What is the pertinence of this to you? Can you stay all the little "you's" that you are now? Can you remain this little country? It's easy to stay home and mind your own business. You and your partnership have the same tastes. You like country music or you like opera. You belong to one of the era's acceptable religions. You're peaceful. But if you do mind your own business, you'll never be heard from again. If you started reading about yourself and they didn't use your real name, it would put you to sleep. You would not make history. You would not even make your own history.
For there to be a quantum movement of so-called progress, there has to be some kind of change involved, and that change cannot be as small as brothers-in-law fighting. There has to be a discernible difference such as race, religion, political persuasion, locale, etc. They intermingle, and they are no longer the homogeneous group they were to start with. They are now the original group AND the new group. It is only in this way that real change occurs and that progress is made. One group must move into an area that is foreign to them. They have to move in and conquer. You think, "Well, I'd prefer to stay home. There's no sense in getting too wild at this stage of my life. A person could get hurt. Something terrible could happen."
As I mentioned recently, you should be continually producing your own self-imposed pressure, your own kind of new extreme. It could be anything, and you shouldn't wait for me to give you something to do. You can get close to what is apparently E. It should be a near-irrelevant task. You should be continually attempting to either gain or lose weight, to run a half-mile further every month than you did the previous month. You should be attempting something like literally memorizing all the parts to Hamlet, not in some vague, undisciplined way, but similarly to the way you would undertake change in the Red Circuit. A certain amount of minimum effort would be required each day if you were to meet the deadline. You could borrow a piano or guitar and commit yourself to learning all the scales forwards and backwards in one month. Or you could learn how to play a particular song from beginning to end. Or as soon as you get out of bed in the morning, drop to the floor and try to do forty push-ups nonstop. That's something that you can do. Then when you can do forty, increase the number or change to a different activity. You are missing a real opportunity, if not the real excitement that I've been talking about, if you do not attempt these kinds of things.
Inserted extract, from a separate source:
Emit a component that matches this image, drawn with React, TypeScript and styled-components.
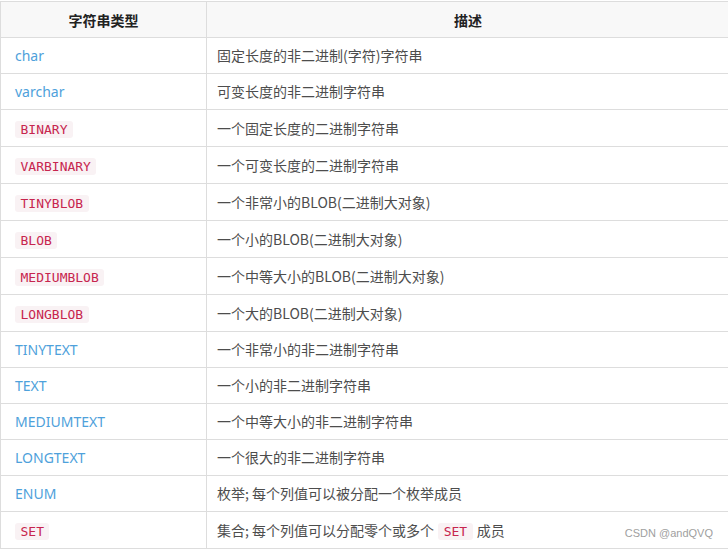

You should be continually involved in a secret, self imposed, pressurized task. The process of doing it will not produce a new state of consciousness per se, and it will not turn you into an enlightened being of some kind, but if you're not doing at least that, you're not doing anything. You should be at the point where you can hear what I'm saying. What you undertake should be secretive. You shouldn't be talking about it to anyone. It's nobody's business. It can be an apparently irrelevant activity, but it must require effort.